I recommend viewing the webcast, “How REST & Object Storage Make Next Generation Application Development Simple” to get an in-depth look at object architecture and writing apps to REST based APIs. However, there are two features unique to ECS that facilitate the development and deployment of modern applications:
- Broad API support. ECS supports Amazon S3, OpenStack Swift or EMC Atmos object storage APIs. If developing apps for Hadoop, ECS provides HDFS access.
- Active-active, read/write architecture – ECS features a global index that enables applications to write to and read from any site in the infrastructure. ECS offers stronger consistency semantics than typically found in eventually consistent object storage. ECS ensures it retrieves the most recent copy of a file. This helps developers who previously had to contend with the possibility of a stale read or write conflict resolution code into their applications.

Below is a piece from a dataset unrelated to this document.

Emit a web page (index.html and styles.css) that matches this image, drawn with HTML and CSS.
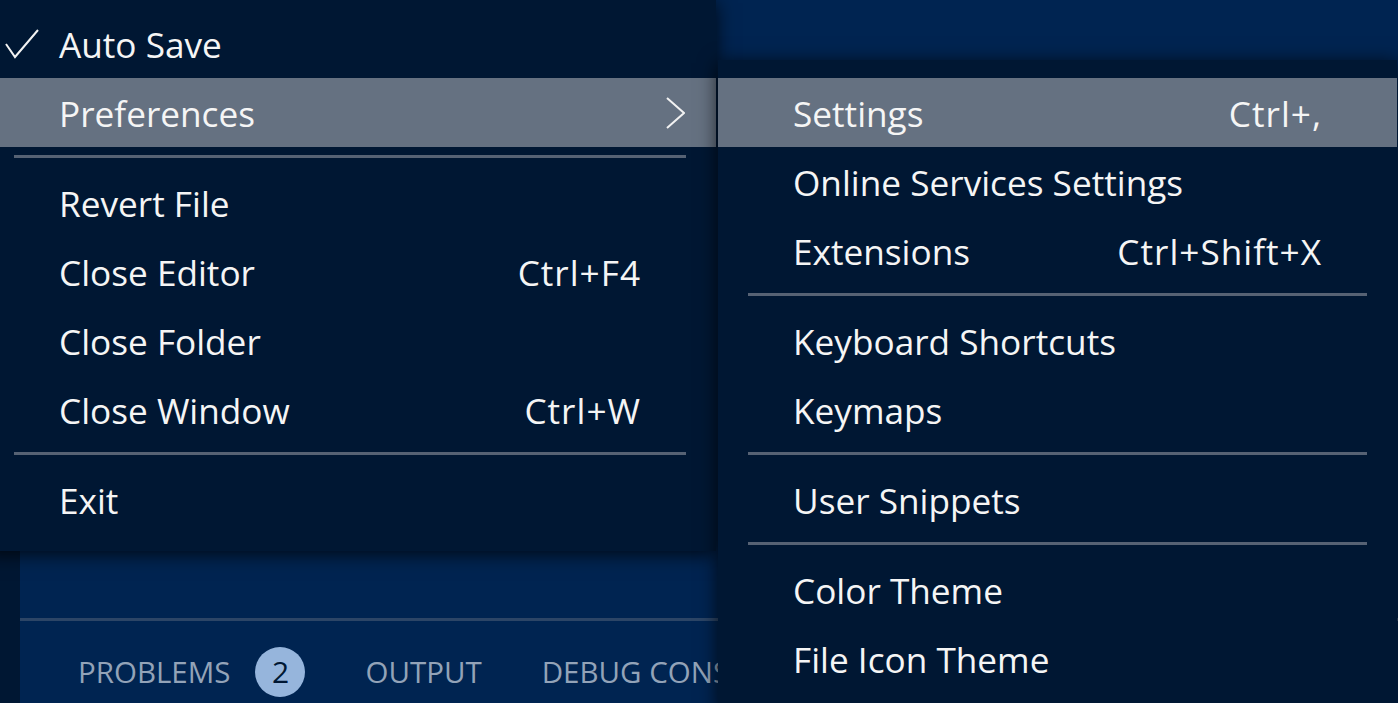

Noam Chomsky once said, “I like the cold weather. It means you get work done.” You can say the same for cold storage; it also means you get work done. It’s become a workhorse storage platform. It doesn’t get the sexy headlines in trade rags. But I hope after reading this and understanding the actual use cases for ECS appliance and object storage, you have a better appreciation and some love for cold storage. There are lots of solutions for storing old data that just can’t be thrown away and most compete purely on price. But, if your applications and data fall into one or more of these use cases, then the ECS appliance should be at the top of your list.